## begin Supplied information

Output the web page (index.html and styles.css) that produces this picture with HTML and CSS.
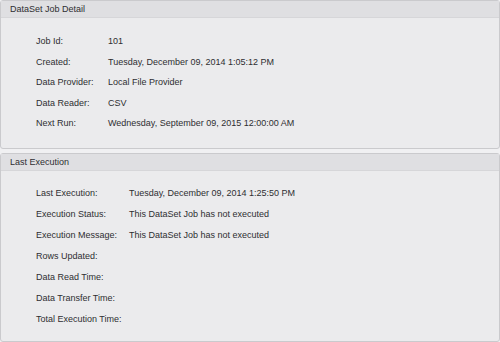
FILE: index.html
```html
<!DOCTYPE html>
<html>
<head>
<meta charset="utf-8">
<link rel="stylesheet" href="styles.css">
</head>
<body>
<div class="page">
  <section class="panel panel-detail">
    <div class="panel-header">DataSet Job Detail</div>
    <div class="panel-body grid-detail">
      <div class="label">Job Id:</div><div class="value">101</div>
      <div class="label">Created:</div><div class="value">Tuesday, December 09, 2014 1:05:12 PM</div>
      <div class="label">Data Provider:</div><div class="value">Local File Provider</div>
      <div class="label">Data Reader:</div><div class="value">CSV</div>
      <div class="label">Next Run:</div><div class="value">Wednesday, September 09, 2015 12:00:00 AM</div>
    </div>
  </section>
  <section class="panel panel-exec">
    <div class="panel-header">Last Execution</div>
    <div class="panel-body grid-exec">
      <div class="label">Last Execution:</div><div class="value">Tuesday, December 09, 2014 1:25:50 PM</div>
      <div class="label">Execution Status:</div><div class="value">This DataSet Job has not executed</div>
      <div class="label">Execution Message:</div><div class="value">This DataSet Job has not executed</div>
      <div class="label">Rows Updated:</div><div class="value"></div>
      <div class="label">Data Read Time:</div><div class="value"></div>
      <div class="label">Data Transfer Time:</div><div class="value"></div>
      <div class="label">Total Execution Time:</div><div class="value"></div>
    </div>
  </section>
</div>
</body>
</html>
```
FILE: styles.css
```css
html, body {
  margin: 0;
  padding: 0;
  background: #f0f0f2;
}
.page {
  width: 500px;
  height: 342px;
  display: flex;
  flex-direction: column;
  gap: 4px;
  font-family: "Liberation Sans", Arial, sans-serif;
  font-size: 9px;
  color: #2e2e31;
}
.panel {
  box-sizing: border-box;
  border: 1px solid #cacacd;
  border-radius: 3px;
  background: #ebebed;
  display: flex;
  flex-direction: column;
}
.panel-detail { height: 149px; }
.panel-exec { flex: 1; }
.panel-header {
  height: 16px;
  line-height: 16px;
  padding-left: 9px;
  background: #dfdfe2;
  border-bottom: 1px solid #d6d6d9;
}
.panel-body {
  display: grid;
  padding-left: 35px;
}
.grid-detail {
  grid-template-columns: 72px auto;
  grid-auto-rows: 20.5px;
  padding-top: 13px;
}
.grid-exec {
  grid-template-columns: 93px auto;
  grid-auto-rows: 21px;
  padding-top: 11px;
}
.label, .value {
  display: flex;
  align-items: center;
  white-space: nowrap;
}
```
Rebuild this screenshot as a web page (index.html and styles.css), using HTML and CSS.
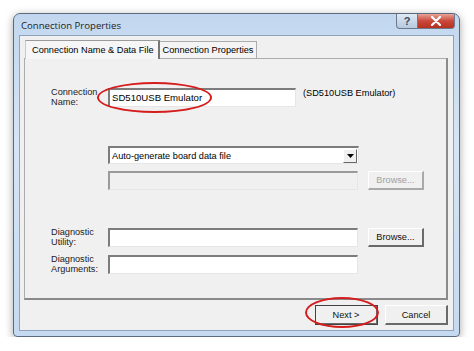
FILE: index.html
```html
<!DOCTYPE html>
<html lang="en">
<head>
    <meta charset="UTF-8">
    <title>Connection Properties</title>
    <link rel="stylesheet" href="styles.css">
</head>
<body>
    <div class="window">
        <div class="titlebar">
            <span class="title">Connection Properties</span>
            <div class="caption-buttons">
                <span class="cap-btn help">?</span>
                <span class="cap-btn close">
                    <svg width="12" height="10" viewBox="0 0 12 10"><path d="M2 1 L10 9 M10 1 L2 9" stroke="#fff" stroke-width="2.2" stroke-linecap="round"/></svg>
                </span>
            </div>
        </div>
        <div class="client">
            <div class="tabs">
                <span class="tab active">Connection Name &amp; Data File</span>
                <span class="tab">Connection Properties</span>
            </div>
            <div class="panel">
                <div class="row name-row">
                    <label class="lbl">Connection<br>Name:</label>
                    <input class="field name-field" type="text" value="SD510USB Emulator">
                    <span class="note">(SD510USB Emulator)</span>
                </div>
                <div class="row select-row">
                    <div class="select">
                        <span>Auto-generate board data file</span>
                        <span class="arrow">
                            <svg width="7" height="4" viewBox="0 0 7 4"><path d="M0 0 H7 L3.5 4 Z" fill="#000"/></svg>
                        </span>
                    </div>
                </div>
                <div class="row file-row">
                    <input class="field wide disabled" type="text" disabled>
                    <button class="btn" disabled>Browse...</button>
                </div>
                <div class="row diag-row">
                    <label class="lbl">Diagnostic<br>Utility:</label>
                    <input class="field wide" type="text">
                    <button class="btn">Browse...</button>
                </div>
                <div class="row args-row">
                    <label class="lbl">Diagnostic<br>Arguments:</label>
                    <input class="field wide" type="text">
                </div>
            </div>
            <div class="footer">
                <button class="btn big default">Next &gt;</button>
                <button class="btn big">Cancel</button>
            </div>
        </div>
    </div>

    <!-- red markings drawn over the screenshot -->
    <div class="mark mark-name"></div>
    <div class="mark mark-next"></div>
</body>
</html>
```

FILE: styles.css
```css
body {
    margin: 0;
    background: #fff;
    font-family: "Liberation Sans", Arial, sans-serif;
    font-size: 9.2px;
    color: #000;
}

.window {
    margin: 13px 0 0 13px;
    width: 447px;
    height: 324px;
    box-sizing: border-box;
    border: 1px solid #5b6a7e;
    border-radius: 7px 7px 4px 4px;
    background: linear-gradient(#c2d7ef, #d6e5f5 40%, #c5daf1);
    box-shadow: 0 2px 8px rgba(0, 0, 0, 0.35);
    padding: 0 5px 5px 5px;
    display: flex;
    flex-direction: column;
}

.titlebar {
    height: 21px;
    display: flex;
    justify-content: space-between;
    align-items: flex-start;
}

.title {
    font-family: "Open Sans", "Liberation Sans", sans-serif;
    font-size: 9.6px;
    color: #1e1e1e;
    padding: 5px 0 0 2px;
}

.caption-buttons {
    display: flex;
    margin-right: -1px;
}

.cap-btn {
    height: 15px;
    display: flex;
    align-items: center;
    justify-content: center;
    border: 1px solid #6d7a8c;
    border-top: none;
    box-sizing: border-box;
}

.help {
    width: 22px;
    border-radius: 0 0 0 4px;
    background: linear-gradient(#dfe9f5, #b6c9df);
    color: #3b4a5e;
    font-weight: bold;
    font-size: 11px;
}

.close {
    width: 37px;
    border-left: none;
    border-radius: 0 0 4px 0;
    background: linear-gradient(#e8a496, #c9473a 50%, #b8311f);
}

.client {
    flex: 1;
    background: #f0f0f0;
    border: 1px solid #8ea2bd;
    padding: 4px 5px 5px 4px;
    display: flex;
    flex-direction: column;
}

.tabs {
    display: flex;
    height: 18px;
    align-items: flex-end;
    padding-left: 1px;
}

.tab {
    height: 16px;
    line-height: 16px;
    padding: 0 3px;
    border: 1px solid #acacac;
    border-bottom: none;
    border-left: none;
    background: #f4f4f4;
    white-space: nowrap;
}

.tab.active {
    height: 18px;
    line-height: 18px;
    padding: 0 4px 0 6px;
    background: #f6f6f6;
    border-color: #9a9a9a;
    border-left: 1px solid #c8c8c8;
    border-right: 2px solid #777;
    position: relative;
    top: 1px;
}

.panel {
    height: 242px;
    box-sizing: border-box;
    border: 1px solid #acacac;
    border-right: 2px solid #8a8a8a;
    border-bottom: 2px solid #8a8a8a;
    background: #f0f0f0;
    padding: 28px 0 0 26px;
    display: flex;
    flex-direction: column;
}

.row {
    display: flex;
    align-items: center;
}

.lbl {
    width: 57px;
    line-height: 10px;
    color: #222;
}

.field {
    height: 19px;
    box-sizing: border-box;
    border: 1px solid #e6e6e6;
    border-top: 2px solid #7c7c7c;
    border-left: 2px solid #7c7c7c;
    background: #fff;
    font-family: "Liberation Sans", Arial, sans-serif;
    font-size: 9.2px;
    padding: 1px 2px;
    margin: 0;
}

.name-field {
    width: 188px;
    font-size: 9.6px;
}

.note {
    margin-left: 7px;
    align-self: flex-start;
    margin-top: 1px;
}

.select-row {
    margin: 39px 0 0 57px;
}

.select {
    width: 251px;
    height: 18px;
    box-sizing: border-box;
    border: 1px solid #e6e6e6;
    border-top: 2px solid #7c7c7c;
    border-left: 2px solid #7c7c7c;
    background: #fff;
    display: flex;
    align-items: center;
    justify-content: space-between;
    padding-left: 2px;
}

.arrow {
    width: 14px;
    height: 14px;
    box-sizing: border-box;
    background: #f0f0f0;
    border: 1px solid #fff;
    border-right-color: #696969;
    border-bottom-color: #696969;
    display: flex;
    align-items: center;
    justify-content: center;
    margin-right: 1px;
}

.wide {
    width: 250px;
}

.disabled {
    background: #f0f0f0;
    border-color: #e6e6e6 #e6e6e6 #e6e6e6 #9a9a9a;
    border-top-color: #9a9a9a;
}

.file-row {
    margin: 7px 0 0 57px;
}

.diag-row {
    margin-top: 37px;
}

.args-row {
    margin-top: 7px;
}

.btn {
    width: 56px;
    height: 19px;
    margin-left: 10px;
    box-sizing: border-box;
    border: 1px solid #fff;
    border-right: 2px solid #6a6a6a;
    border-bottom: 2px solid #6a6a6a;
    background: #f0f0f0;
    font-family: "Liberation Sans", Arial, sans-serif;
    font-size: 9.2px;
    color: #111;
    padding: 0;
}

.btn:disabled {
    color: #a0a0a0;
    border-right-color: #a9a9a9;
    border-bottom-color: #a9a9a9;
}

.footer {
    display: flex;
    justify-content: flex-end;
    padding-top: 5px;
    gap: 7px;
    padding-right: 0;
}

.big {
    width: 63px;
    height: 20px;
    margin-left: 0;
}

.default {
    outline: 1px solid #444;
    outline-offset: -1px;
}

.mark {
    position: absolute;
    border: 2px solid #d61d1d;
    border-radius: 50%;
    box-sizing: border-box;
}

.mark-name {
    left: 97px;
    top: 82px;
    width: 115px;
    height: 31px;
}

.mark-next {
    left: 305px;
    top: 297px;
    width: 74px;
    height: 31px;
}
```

## end Supplied information

◆ **Task directions**: Where a line of the material above holds the string "styles", copy that line.

◆ **Task solution**:
Output the web page (index.html and styles.css) that produces this picture with HTML and CSS.
<link rel="stylesheet" href="styles.css">
FILE: styles.css
Rebuild this screenshot as a web page (index.html and styles.css), using HTML and CSS.
    <link rel="stylesheet" href="styles.css">
FILE: styles.css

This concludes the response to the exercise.